Fazem parte do caminho Niemeyer:

  • Fundação Oscar Niemeyer
  • Memorial Roberto Silveira
  • Teatro Popular Oscar Niemeyer
  • Praça Juscelino Kubitschek
  • Reserva cultural
  • Museu de Arte Contemporânea – MAC
  • Estação Catamarã de Charitas

Aplicativo para incentivar o turismo

A comemoração pelo passado de Niterói também está movimentando uma das instituições mais importantes do município, a Universidade Federal do Rio de Janeiro (UFF).

Em parceria com a Fundação Euclides da Cunha e a Prefeitura de Niterói, o departamento de História da UFF está em fase final de desenvolvimento de um aplicativo que promete resgatar a história do município.

A proposta que está sendo desenvolvida foi batizada de “Cidadania Turismo e Educação através da história de Niterói”. A ideia é ter um aplicativo e um site para incentivar o turismo na cidade, trazendo roteiros pré-definidos e muita informação. Além disso, o projeto também espera revelar a ligação emocional dos moradores com determinados pontos famosos da cidade.

“O intuito do projeto é criar plataformas digitais para incentivar o turismo histórico e de memória da cidade de Niterói”, explicou a coordenadora e professora do Departamento de História da UFF, Karoline Carula.

O aplicativo também vai possibilitar que as pessoas interajam com os espaços históricos da cidade. A ideia é produzir uma memória afetiva sobre o passado e sobre os fatos recentes, desenvolvendo o sentido social de pertencimento.

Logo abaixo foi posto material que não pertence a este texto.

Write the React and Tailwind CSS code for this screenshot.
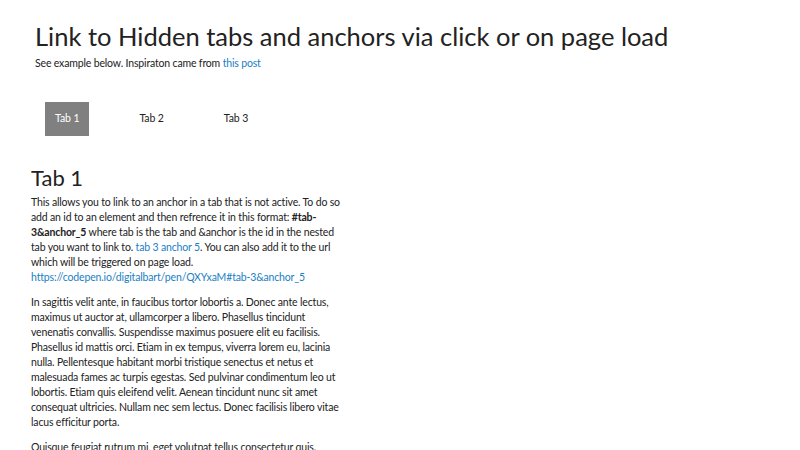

Além de valorizar a história, o projeto pretende estimular o turismo de memória.

“O projeto vai ter quatro circuitos, com temáticas diversas. A pessoa vai poder acessar esse aplicativo ou o site antes de vir ou na hora, em um dos pontos selecionados, através dos QRcode. Vamos trazer informações históricas sobre os espaços, pontos interessantes no decorrer da história, documentos históricos, fotografias da região em temporalidades diversas, além de um texto informativo para cada um dos pontos”, explicou Carula.

Com lançamento previsto para o próximo ano, os profissionais também esperam que as entrevistas feitas com moradores para o aplicativo possam virar um filme curta-metragem e um livro sobre o projeto.